Provided data:
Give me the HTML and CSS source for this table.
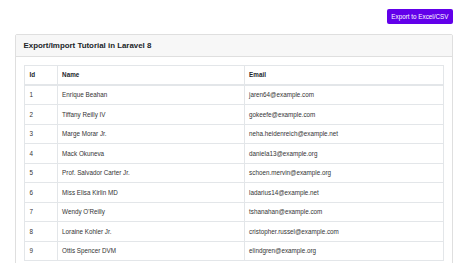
FILE: index.html
```html
<!DOCTYPE html>
<html>
<head>
    <title>Export/Import Tutorial in Laravel 8</title>
    <link rel="stylesheet" href="styles.css">
</head>
<body>
    <div class="container">
        <div class="toolbar">
            <a class="btn-export" href="#">Export to Excel/CSV</a>
        </div>

        <div class="card">
            <div class="card-header">
                <h2>Export/Import Tutorial in Laravel 8</h2>
            </div>
            <div class="card-body">
                <table class="users">
                    <colgroup>
                        <col class="col-id">
                        <col class="col-name">
                        <col>
                    </colgroup>
                    <thead>
                        <tr><th>Id</th><th>Name</th><th>Email</th></tr>
                    </thead>
                    <tbody>
                        <tr><td>1</td><td>Enrique Beahan</td><td>jaren64@example.com</td></tr>
                        <tr><td>2</td><td>Tiffany Reilly IV</td><td>gokeefe@example.com</td></tr>
                        <tr><td>3</td><td>Marge Morar Jr.</td><td>neha.heidenreich@example.net</td></tr>
                        <tr><td>4</td><td>Mack Okuneva</td><td>daniela13@example.org</td></tr>
                        <tr><td>5</td><td>Prof. Salvador Carter Jr.</td><td>schoen.mervin@example.org</td></tr>
                        <tr><td>6</td><td>Miss Elisa Kirlin MD</td><td>ladarius14@example.net</td></tr>
                        <tr><td>7</td><td>Wendy O'Reilly</td><td>tshanahan@example.com</td></tr>
                        <tr><td>8</td><td>Loraine Kohler Jr.</td><td>cristopher.russel@example.com</td></tr>
                        <tr><td>9</td><td>Ottis Spencer DVM</td><td>elindgren@example.org</td></tr>
                    </tbody>
                </table>
            </div>
        </div>
    </div>
</body>
</html>
```

FILE: styles.css
```css
body { margin: 0; font-family: "Liberation Sans", Arial, sans-serif; font-size: 6.3px; color: #212529; background: #fff; }
.container { padding: 9px 21px 0 15px; }
.toolbar { display: flex; justify-content: flex-end; margin-bottom: 10px; }
.btn-export { display: block; background: #6200ea; color: #fff; text-decoration: none; line-height: 9.5px; padding: 2.75px 4.6px; border-radius: 2px; }
.card { border: 1px solid #dfdfdf; border-radius: 2px; height: 400px; }
.card-header { background: #f7f7f7; border-bottom: 1px solid #dfdfdf; height: 21px; display: flex; align-items: center; padding: 0 7.5px; }
.card-header h2 { margin: 0; font-size: 7.9px; font-weight: bold; line-height: 1; }
.card-body { padding: 8px; }
.users { width: 100%; border-collapse: collapse; table-layout: fixed; }
.col-id { width: 32.5px; }
.col-name { width: 187px; }
.users th, .users td { border: 1px solid #e3e6e9; text-align: left; padding: 4.5px 4.6px; line-height: 9.55px; }
.users th { font-weight: bold; border-bottom-width: 2px; padding: 4px 4.6px; }
.users td { color: #333; }
```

The task: Reproduce all of the data exactly, omitting each picture it holds.

Expected answer:
Give me the HTML and CSS source for this table.
FILE: index.html
```html
<!DOCTYPE html>
<html>
<head>
    <title>Export/Import Tutorial in Laravel 8</title>
    <link rel="stylesheet" href="styles.css">
</head>
<body>
    <div class="container">
        <div class="toolbar">
            <a class="btn-export" href="#">Export to Excel/CSV</a>
        </div>

        <div class="card">
            <div class="card-header">
                <h2>Export/Import Tutorial in Laravel 8</h2>
            </div>
            <div class="card-body">
                <table class="users">
                    <colgroup>
                        <col class="col-id">
                        <col class="col-name">
                        <col>
                    </colgroup>
                    <thead>
                        <tr><th>Id</th><th>Name</th><th>Email</th></tr>
                    </thead>
                    <tbody>
                        <tr><td>1</td><td>Enrique Beahan</td><td>jaren64@example.com</td></tr>
                        <tr><td>2</td><td>Tiffany Reilly IV</td><td>gokeefe@example.com</td></tr>
                        <tr><td>3</td><td>Marge Morar Jr.</td><td>neha.heidenreich@example.net</td></tr>
                        <tr><td>4</td><td>Mack Okuneva</td><td>daniela13@example.org</td></tr>
                        <tr><td>5</td><td>Prof. Salvador Carter Jr.</td><td>schoen.mervin@example.org</td></tr>
                        <tr><td>6</td><td>Miss Elisa Kirlin MD</td><td>ladarius14@example.net</td></tr>
                        <tr><td>7</td><td>Wendy O'Reilly</td><td>tshanahan@example.com</td></tr>
                        <tr><td>8</td><td>Loraine Kohler Jr.</td><td>cristopher.russel@example.com</td></tr>
                        <tr><td>9</td><td>Ottis Spencer DVM</td><td>elindgren@example.org</td></tr>
                    </tbody>
                </table>
            </div>
        </div>
    </div>
</body>
</html>
```

FILE: styles.css
```css
body { margin: 0; font-family: "Liberation Sans", Arial, sans-serif; font-size: 6.3px; color: #212529; background: #fff; }
.container { padding: 9px 21px 0 15px; }
.toolbar { display: flex; justify-content: flex-end; margin-bottom: 10px; }
.btn-export { display: block; background: #6200ea; color: #fff; text-decoration: none; line-height: 9.5px; padding: 2.75px 4.6px; border-radius: 2px; }
.card { border: 1px solid #dfdfdf; border-radius: 2px; height: 400px; }
.card-header { background: #f7f7f7; border-bottom: 1px solid #dfdfdf; height: 21px; display: flex; align-items: center; padding: 0 7.5px; }
.card-header h2 { margin: 0; font-size: 7.9px; font-weight: bold; line-height: 1; }
.card-body { padding: 8px; }
.users { width: 100%; border-collapse: collapse; table-layout: fixed; }
.col-id { width: 32.5px; }
.col-name { width: 187px; }
.users th, .users td { border: 1px solid #e3e6e9; text-align: left; padding: 4.5px 4.6px; line-height: 9.55px; }
.users th { font-weight: bold; border-bottom-width: 2px; padding: 4px 4.6px; }
.users td { color: #333; }
```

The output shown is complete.